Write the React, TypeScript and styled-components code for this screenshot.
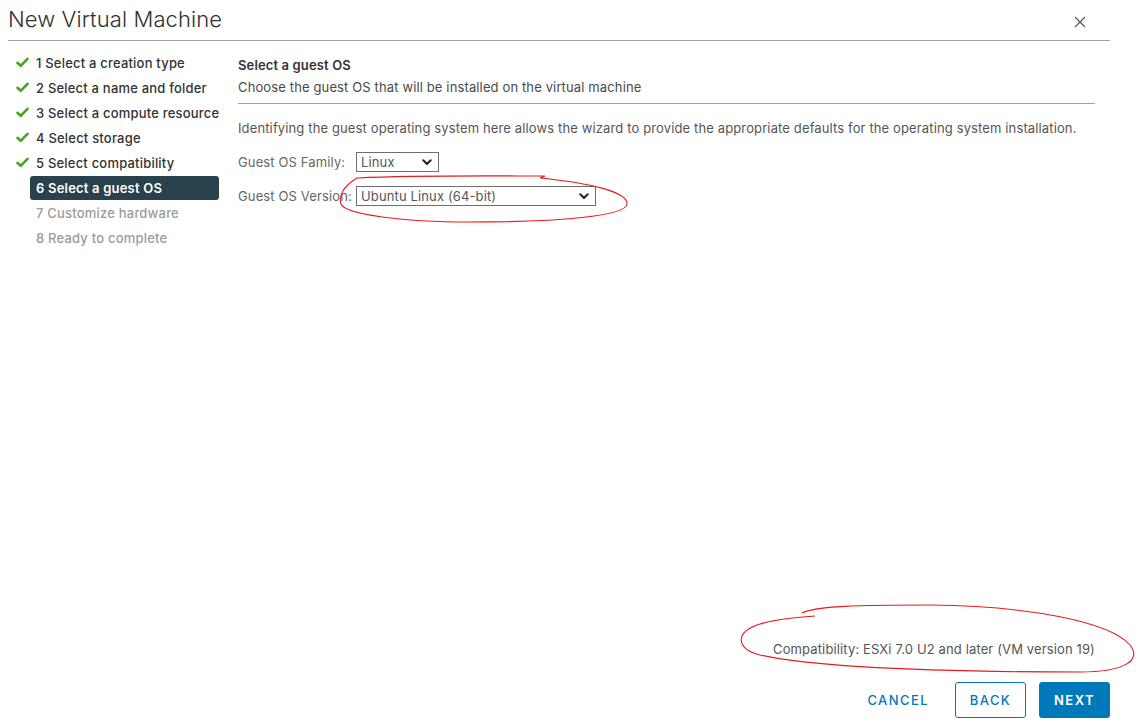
import React from "react";
import styled, { createGlobalStyle } from "styled-components";

const GlobalStyle = createGlobalStyle`
  html, body {
    margin: 0;
    padding: 0;
    background: #ffffff;
    font-family: Inter, "Noto Sans", "Liberation Sans", sans-serif;
  }
  * { box-sizing: border-box; }
`;

type StepState = "done" | "active" | "todo";
interface Step {
  label: string;
  state: StepState;
}

const steps: Step[] = [
  { label: "1 Select a creation type", state: "done" },
  { label: "2 Select a name and folder", state: "done" },
  { label: "3 Select a compute resource", state: "done" },
  { label: "4 Select storage", state: "done" },
  { label: "5 Select compatibility", state: "done" },
  { label: "6 Select a guest OS", state: "active" },
  { label: "7 Customize hardware", state: "todo" },
  { label: "8 Ready to complete", state: "todo" },
];

const CheckIcon = () => (
  <svg width="13" height="11" viewBox="0 0 13 11">
    <path d="M1.5 5.8 L4.7 8.8 L11.5 1.8" fill="none" stroke="#4aa31f" strokeWidth="2.6" strokeLinecap="round" strokeLinejoin="round" />
  </svg>
);

const Chevron = () => (
  <svg width="10" height="7" viewBox="0 0 10 7">
    <path d="M1.3 1.3 L5 5 L8.7 1.3" fill="none" stroke="#222" strokeWidth="2" strokeLinecap="round" strokeLinejoin="round" />
  </svg>
);

const App: React.FunctionComponent = (): JSX.Element => {
  return (
    <>
      <GlobalStyle />
      <Dialog>
        <Header>
          <Title>New Virtual Machine</Title>
          <CloseButton aria-label="close">
            <svg width="12" height="12" viewBox="0 0 12 12">
              <path d="M1 1 L11 11 M11 1 L1 11" stroke="#555" strokeWidth="1.2" />
            </svg>
          </CloseButton>
        </Header>

        <Body>
          <StepList>
            {steps.map((step) => (
              <StepRow key={step.label}>
                <StepIcon>{step.state === "done" && <CheckIcon />}</StepIcon>
                <StepLabel state={step.state}>{step.label}</StepLabel>
              </StepRow>
            ))}
          </StepList>

          <Content>
            <PageTitle>Select a guest OS</PageTitle>
            <PageSubtitle>Choose the guest OS that will be installed on the virtual machine</PageSubtitle>
            <Description>
              Identifying the guest operating system here allows the wizard to provide the appropriate defaults for the operating system installation.
            </Description>
            <FormRow>
              <FieldLabel>Guest OS Family:</FieldLabel>
              <SelectBox width={83}>
                <span>Linux</span>
                <Chevron />
              </SelectBox>
            </FormRow>
            <FormRow>
              <FieldLabel>Guest OS Version:</FieldLabel>
              <SelectBox width={240}>
                <span>Ubuntu Linux (64-bit)</span>
                <Chevron />
              </SelectBox>
            </FormRow>
          </Content>
        </Body>

        <Footer>
          <Compatibility>Compatibility: ESXi 7.0 U2 and later (VM version 19)</Compatibility>
          <ButtonBar>
            <Button variant="flat">Cancel</Button>
            <Button variant="outline">Back</Button>
            <Button variant="solid">Next</Button>
          </ButtonBar>
        </Footer>

        <Annotation viewBox="0 0 1139 727">
          <path
            d="M357 178 C420 175 500 176 545 176 L540 178 C590 183 628 192 627 204 C626 216 560 222 470 222 C400 222 345 214 341 204 C338 195 345 185 357 178"
            fill="none" stroke="#e8191c" strokeWidth="1.1" />
          <path
            d="M802 613 C815 606 860 605 930 605 C1030 606 1110 622 1130 645 C1142 660 1125 672 1080 672 C950 672 820 668 760 655 C735 648 735 632 760 624 C780 618 800 617 815 616"
            fill="none" stroke="#e8191c" strokeWidth="1.1" />
        </Annotation>
      </Dialog>
    </>
  );
};
export default App;

const Dialog = styled.div`
  position: relative;
  display: flex;
  flex-direction: column;
  height: 100vh;
  padding: 0 29px 0 8px;
  letter-spacing: 0.13px;
`;

const Header = styled.div`
  display: flex;
  align-items: center;
  justify-content: space-between;
  height: 41px;
  border-bottom: 1px solid #a3a3a3;
  padding-bottom: 2px;
`;

const Title = styled.h1`
  margin: 0;
  font-size: 22px;
  font-weight: 300;
  color: #313131;
  letter-spacing: 0.1px;
`;

const CloseButton = styled.button`
  display: flex;
  align-items: center;
  justify-content: center;
  width: 24px;
  height: 24px;
  margin-right: 18px;
  margin-top: 6px;
  padding: 0;
  border: none;
  background: none;
`;

const Body = styled.div`
  display: flex;
  flex: 1;
  min-height: 0;
`;

const StepList = styled.div`
  display: flex;
  flex-direction: column;
  width: 222px;
  padding-top: 9px;
`;

const StepRow = styled.div`
  display: flex;
  align-items: center;
  height: 25px;
`;

const StepIcon = styled.div`
  display: flex;
  align-items: center;
  width: 22px;
  padding-left: 8px;
`;

const StepLabel = styled.div<{ state: StepState }>`
  width: 189px;
  height: 24px;
  display: flex;
  align-items: center;
  padding: 0 6px;
  border-radius: 3px;
  white-space: nowrap;
  font-size: 13px;
  letter-spacing: 0.2px;
  font-weight: ${(p) => (p.state === "active" ? 600 : 500)};
  background: ${(p) => (p.state === "active" ? "#29404d" : "transparent")};
  color: ${(p) =>
    p.state === "active" ? "#ffffff" : p.state === "done" ? "#333333" : "#9b9b9b"};
`;

const Content = styled.div`
  flex: 1;
  display: flex;
  flex-direction: column;
  padding: 15px 15px 0 8px;
`;

const PageTitle = styled.div`
  font-size: 13px;
  font-weight: 600;
  color: #333;
  line-height: 18px;
`;

const PageSubtitle = styled.div`
  font-size: 13px;
  color: #4a4a4a;
  line-height: 18px;
  margin-top: 4px;
  padding-bottom: 7px;
  border-bottom: 1px solid #a3a3a3;
`;

const Description = styled.p`
  margin: 15px 0 0;
  font-size: 13px;
  line-height: 18px;
  color: #565656;
`;

const FormRow = styled.div`
  display: flex;
  align-items: center;
  margin-top: 15px;
  & + & {
    margin-top: 14px;
  }
`;

const FieldLabel = styled.label`
  width: 118px;
  font-size: 13px;
  color: #666;
`;

const SelectBox = styled.div<{ width: number }>`
  display: flex;
  align-items: center;
  justify-content: space-between;
  width: ${(p) => p.width}px;
  height: 20px;
  padding: 0 6px 0 4px;
  border: 1px solid #6e6e6e;
  font-size: 13px;
  color: #555;
`;

const Footer = styled.div`
  display: flex;
  flex-direction: column;
  align-items: flex-end;
  padding-bottom: 9px;
`;

const Compatibility = styled.div`
  font-size: 13px;
  color: #555;
  margin-right: 15px;
  margin-bottom: 25px;
`;

const ButtonBar = styled.div`
  display: flex;
  align-items: center;
  gap: 13px;
`;

const Button = styled.button<{ variant: "flat" | "outline" | "solid" }>`
  height: 36px;
  padding: 0 12px;
  min-width: 71px;
  border-radius: 3px;
  font-family: inherit;
  font-size: 13px;
  font-weight: ${(p) => (p.variant === "solid" ? 600 : 500)};
  letter-spacing: 0.11em;
  text-transform: uppercase;
  border: 1px solid ${(p) => (p.variant === "flat" ? "transparent" : "#0079b8")};
  background: ${(p) => (p.variant === "solid" ? "#0079b8" : "#ffffff")};
  color: ${(p) => (p.variant === "solid" ? "#ffffff" : "#0079b8")};
`;

const Annotation = styled.svg`
  position: absolute;
  inset: 0;
  width: 1139px;
  height: 727px;
  pointer-events: none;
`;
==*==
_PROBLEM DETAILS_
Make an exact copy of the whole listing, but don't bring over any pictures.

_REPLY TO THE TASK_
Write the React, TypeScript and styled-components code for this screenshot.
import React from "react";
import styled, { createGlobalStyle } from "styled-components";

const GlobalStyle = createGlobalStyle`
  html, body {
    margin: 0;
    padding: 0;
    background: #ffffff;
    font-family: Inter, "Noto Sans", "Liberation Sans", sans-serif;
  }
  * { box-sizing: border-box; }
`;

type StepState = "done" | "active" | "todo";
interface Step {
  label: string;
  state: StepState;
}

const steps: Step[] = [
  { label: "1 Select a creation type", state: "done" },
  { label: "2 Select a name and folder", state: "done" },
  { label: "3 Select a compute resource", state: "done" },
  { label: "4 Select storage", state: "done" },
  { label: "5 Select compatibility", state: "done" },
  { label: "6 Select a guest OS", state: "active" },
  { label: "7 Customize hardware", state: "todo" },
  { label: "8 Ready to complete", state: "todo" },
];

const CheckIcon = () => (
  <svg width="13" height="11" viewBox="0 0 13 11">
    <path d="M1.5 5.8 L4.7 8.8 L11.5 1.8" fill="none" stroke="#4aa31f" strokeWidth="2.6" strokeLinecap="round" strokeLinejoin="round" />
  </svg>
);

const Chevron = () => (
  <svg width="10" height="7" viewBox="0 0 10 7">
    <path d="M1.3 1.3 L5 5 L8.7 1.3" fill="none" stroke="#222" strokeWidth="2" strokeLinecap="round" strokeLinejoin="round" />
  </svg>
);

const App: React.FunctionComponent = (): JSX.Element => {
  return (
    <>
      <GlobalStyle />
      <Dialog>
        <Header>
          <Title>New Virtual Machine</Title>
          <CloseButton aria-label="close">
            <svg width="12" height="12" viewBox="0 0 12 12">
              <path d="M1 1 L11 11 M11 1 L1 11" stroke="#555" strokeWidth="1.2" />
            </svg>
          </CloseButton>
        </Header>

        <Body>
          <StepList>
            {steps.map((step) => (
              <StepRow key={step.label}>
                <StepIcon>{step.state === "done" && <CheckIcon />}</StepIcon>
                <StepLabel state={step.state}>{step.label}</StepLabel>
              </StepRow>
            ))}
          </StepList>

          <Content>
            <PageTitle>Select a guest OS</PageTitle>
            <PageSubtitle>Choose the guest OS that will be installed on the virtual machine</PageSubtitle>
            <Description>
              Identifying the guest operating system here allows the wizard to provide the appropriate defaults for the operating system installation.
            </Description>
            <FormRow>
              <FieldLabel>Guest OS Family:</FieldLabel>
              <SelectBox width={83}>
                <span>Linux</span>
                <Chevron />
              </SelectBox>
            </FormRow>
            <FormRow>
              <FieldLabel>Guest OS Version:</FieldLabel>
              <SelectBox width={240}>
                <span>Ubuntu Linux (64-bit)</span>
                <Chevron />
              </SelectBox>
            </FormRow>
          </Content>
        </Body>

        <Footer>
          <Compatibility>Compatibility: ESXi 7.0 U2 and later (VM version 19)</Compatibility>
          <ButtonBar>
            <Button variant="flat">Cancel</Button>
            <Button variant="outline">Back</Button>
            <Button variant="solid">Next</Button>
          </ButtonBar>
        </Footer>

        <Annotation viewBox="0 0 1139 727">
          <path
            d="M357 178 C420 175 500 176 545 176 L540 178 C590 183 628 192 627 204 C626 216 560 222 470 222 C400 222 345 214 341 204 C338 195 345 185 357 178"
            fill="none" stroke="#e8191c" strokeWidth="1.1" />
          <path
            d="M802 613 C815 606 860 605 930 605 C1030 606 1110 622 1130 645 C1142 660 1125 672 1080 672 C950 672 820 668 760 655 C735 648 735 632 760 624 C780 618 800 617 815 616"
            fill="none" stroke="#e8191c" strokeWidth="1.1" />
        </Annotation>
      </Dialog>
    </>
  );
};
export default App;

const Dialog = styled.div`
  position: relative;
  display: flex;
  flex-direction: column;
  height: 100vh;
  padding: 0 29px 0 8px;
  letter-spacing: 0.13px;
`;

const Header = styled.div`
  display: flex;
  align-items: center;
  justify-content: space-between;
  height: 41px;
  border-bottom: 1px solid #a3a3a3;
  padding-bottom: 2px;
`;

const Title = styled.h1`
  margin: 0;
  font-size: 22px;
  font-weight: 300;
  color: #313131;
  letter-spacing: 0.1px;
`;

const CloseButton = styled.button`
  display: flex;
  align-items: center;
  justify-content: center;
  width: 24px;
  height: 24px;
  margin-right: 18px;
  margin-top: 6px;
  padding: 0;
  border: none;
  background: none;
`;

const Body = styled.div`
  display: flex;
  flex: 1;
  min-height: 0;
`;

const StepList = styled.div`
  display: flex;
  flex-direction: column;
  width: 222px;
  padding-top: 9px;
`;

const StepRow = styled.div`
  display: flex;
  align-items: center;
  height: 25px;
`;

const StepIcon = styled.div`
  display: flex;
  align-items: center;
  width: 22px;
  padding-left: 8px;
`;

const StepLabel = styled.div<{ state: StepState }>`
  width: 189px;
  height: 24px;
  display: flex;
  align-items: center;
  padding: 0 6px;
  border-radius: 3px;
  white-space: nowrap;
  font-size: 13px;
  letter-spacing: 0.2px;
  font-weight: ${(p) => (p.state === "active" ? 600 : 500)};
  background: ${(p) => (p.state === "active" ? "#29404d" : "transparent")};
  color: ${(p) =>
    p.state === "active" ? "#ffffff" : p.state === "done" ? "#333333" : "#9b9b9b"};
`;

const Content = styled.div`
  flex: 1;
  display: flex;
  flex-direction: column;
  padding: 15px 15px 0 8px;
`;

const PageTitle = styled.div`
  font-size: 13px;
  font-weight: 600;
  color: #333;
  line-height: 18px;
`;

const PageSubtitle = styled.div`
  font-size: 13px;
  color: #4a4a4a;
  line-height: 18px;
  margin-top: 4px;
  padding-bottom: 7px;
  border-bottom: 1px solid #a3a3a3;
`;

const Description = styled.p`
  margin: 15px 0 0;
  font-size: 13px;
  line-height: 18px;
  color: #565656;
`;

const FormRow = styled.div`
  display: flex;
  align-items: center;
  margin-top: 15px;
  & + & {
    margin-top: 14px;
  }
`;

const FieldLabel = styled.label`
  width: 118px;
  font-size: 13px;
  color: #666;
`;

const SelectBox = styled.div<{ width: number }>`
  display: flex;
  align-items: center;
  justify-content: space-between;
  width: ${(p) => p.width}px;
  height: 20px;
  padding: 0 6px 0 4px;
  border: 1px solid #6e6e6e;
  font-size: 13px;
  color: #555;
`;

const Footer = styled.div`
  display: flex;
  flex-direction: column;
  align-items: flex-end;
  padding-bottom: 9px;
`;

const Compatibility = styled.div`
  font-size: 13px;
  color: #555;
  margin-right: 15px;
  margin-bottom: 25px;
`;

const ButtonBar = styled.div`
  display: flex;
  align-items: center;
  gap: 13px;
`;

const Button = styled.button<{ variant: "flat" | "outline" | "solid" }>`
  height: 36px;
  padding: 0 12px;
  min-width: 71px;
  border-radius: 3px;
  font-family: inherit;
  font-size: 13px;
  font-weight: ${(p) => (p.variant === "solid" ? 600 : 500)};
  letter-spacing: 0.11em;
  text-transform: uppercase;
  border: 1px solid ${(p) => (p.variant === "flat" ? "transparent" : "#0079b8")};
  background: ${(p) => (p.variant === "solid" ? "#0079b8" : "#ffffff")};
  color: ${(p) => (p.variant === "solid" ? "#ffffff" : "#0079b8")};
`;

const Annotation = styled.svg`
  position: absolute;
  inset: 0;
  width: 1139px;
  height: 727px;
  pointer-events: none;
`;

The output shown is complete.